Slide 17 - Open vraag

Dubbele punt 
Wat gebeurt hier?

  • De patiënt redt het niet het donorhart invriezen dus
  • De patiënt redt het: niet het donorhart invriezen dus!
  • De patiënt redt het niet: het donorhart invriezen dus!

Slide 18 - Tekstslide

Dubbele punt 
1) Voor een toelichting of verklaring
Vingerafdrukken worden als uniek beschouwd: zelfs verschillende vingers van dezelfde hand zijn niet gelijk.

Slide 19 - Tekstslide

Dubbele punt 
1) Voor een toelichting of verklaring

2) voor een opsomming
De volgende leerlingen moeten nablijven: Jarno, Silvan, Tjitsche en Jasmijn

Slide 20 - Tekstslide

Dubbele punt 
1) Voor een toelichting of verklaring

2) voor een opsomming

3) Voor een citaat
De docent meldde: "Maak je huiswerk en stel de juiste vragen, dan hoef je amper te leren voor de toets."

Slide 21 - Tekstslide

Zelfstandig leren

Lees eerst theorie over het onderwerp
Volg de modulewijzer die aangeeft wat je moet kennen en kunnen.

Verwerk de theorie door te oefenen
Verklaar de komma's en andere leestekens in teksten. Oefen op Cambiumned.

Reflecteren op het leren
Wat heb je geleerd? Wat ging goed en wat moet je nog oefenen?

Slide 22 - Tekstslide

Een tekst zonder leestekens 
is onleesbaar.

Verbeter de volgende tekst over woorden die van een aardrijkskundige naam zijn afgeleid.

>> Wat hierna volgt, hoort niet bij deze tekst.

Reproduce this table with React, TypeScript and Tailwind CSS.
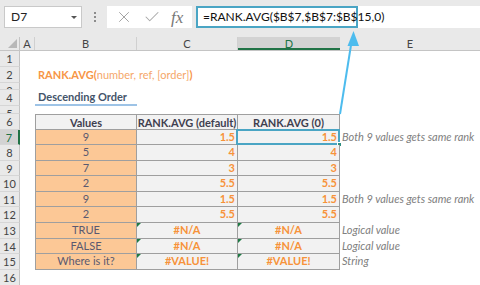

Vul aan met punten, komma's en dubbele punten. Lees de tekst en noteer voor jezelf waar je welke leestekens moet plaatsen.
Als aardrijkskundige namen gewone namen worden worden ze door taalkundigen geoniemen genoemd dat de hamburger uit Hamburg komt wekt weinig verbazing het woord spa ontleent zijn naam aan Spa een stad in de Belgische Ardennen eigenlijk is spa een merknaam maar tegen taal kan geen bedrijf op mensen gebruiken spa voor elk type water of dat nu van het merk Spa is of niet Nederlanders hebben het over 'spa rood' en 'spa blauw' daarmee verwijzen ze naar de etiketten van de echte duidelijke Spa-flessen rood voor bruisend blauw voor niet-bruisend geen kledingstof maar een kledingstuk werd misschien wel het bekendste geoniem de bikini de ontwerper wilde dat het kledingstuk zou inslaan als een bom toen hij het badpak vernoemde naar Bikini een eiland in de Stille Zuidzee daar brachten de Amerikanen in 1946 voor het eerst een atoombom tot ontploffing

Slide 23 - Tekstslide

Als aardrijkskundige namen gewone namen worden, worden ze door taalkundigen geoniemen genoemd. Dat de hamburger uit Hamburg komt, wekt weinig verbazing. Het woord spa ontleent zijn naam aan Spa, een stad in de Belgische Ardennen. Eigenlijk is spa een merknaam, maar tegen taal kan geen bedrijf op. Mensen gebruiken spa voor elk type water, of dat nu van het merk Spa is of niet. Nederlanders hebben het over 'spa rood' en 'spa blauw'. Daarmee verwijzen ze naar de etiketten van de echte, duidelijke Spa-flessen: rood voor bruisend, blauw voor niet-bruisend.
Geen kledingstof, maar een kledingstuk werd misschien wel het bekendste geoniem: de bikini. De ontwerper wilde dat het kledingstuk zou inslaan als een bom, toen hij het badpak vernoemde naar Bikini, een eiland in de Stille Zuidzee. Daar brachten de Amerikanen in 1946 voor het eerst een atoombom tot ontploffing.

Slide 24 - Tekstslide

1) Noteer 3 belangrijke onderdelen uit deze les.
2) Geef 2 punten aan die nieuw zijn voor jou (inzichten).
3) Noteer 1 vraag die jij hebt na deze les.